Aujourd’hui, il semble évident que cette crise mondiale (avec de l’inflation à près de 10% en France), va perdurer. Les clients cherchent à se nourrir avec des moyens financiers en baisse, et leur faire payer ce nouveau service semble compliqué.
Au vu de cette situation économique, les investisseurs deviennent plus frileux.

Bannière en berne pour Gorillas et Getir

Gorillas supprime 300 emplois, se recentre sur ses 5 marchés les plus rentables (dont la France), et réfléchit à toutes les stratégies envisageables sur les autres (Belgique, Italie, Danemark, Espagne).
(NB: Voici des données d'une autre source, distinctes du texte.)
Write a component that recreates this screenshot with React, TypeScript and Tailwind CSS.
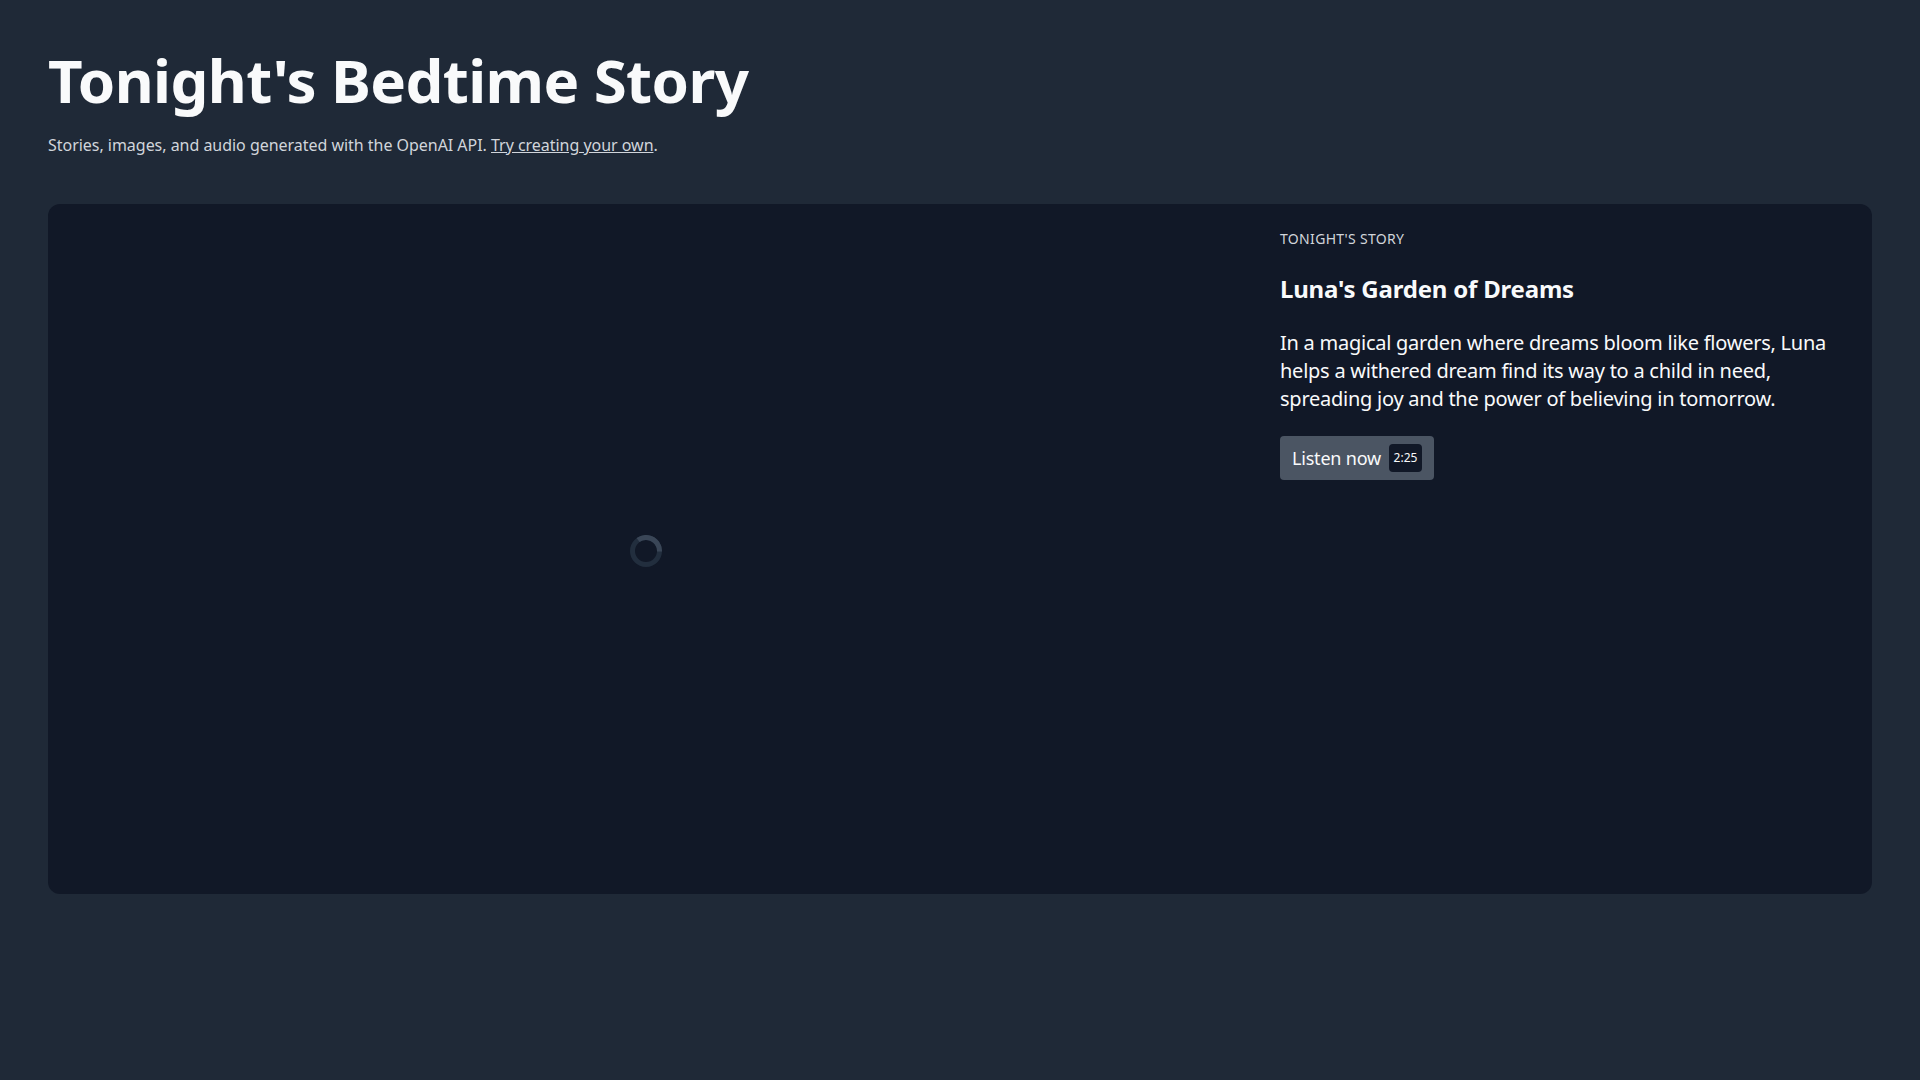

En octobre dernier, la start-up allemande avait annoncé sa dernière levée de fonds (860 millions d’euros).    
Le turc Getir, la « licorne » à 12 milliards de dollars, tape encore plus fort : 4 480 licenciements, soit 14% de ses effectifs !
Ces chiffres ne comptabilisent pas les contrats de prestataires de livraison non renouvelés… Bien que décriés car ils favoriseraient la sédentarité, et actuellement très déficitaires, ces Dark Stores misent sur une « sélection naturelle » de leurs concurrents pour inverser la tendance.
Pilier du quick commerce, ils se positionnent comme une réponse aux nouvelles manières de consommer, et permettent d’atteindre une clientèle de proximité.
A ce jour, 80 Dark Stores sont comptabilisés en France, répartis entre Paris, Bordeaux, Toulouse, Lyon et Lille.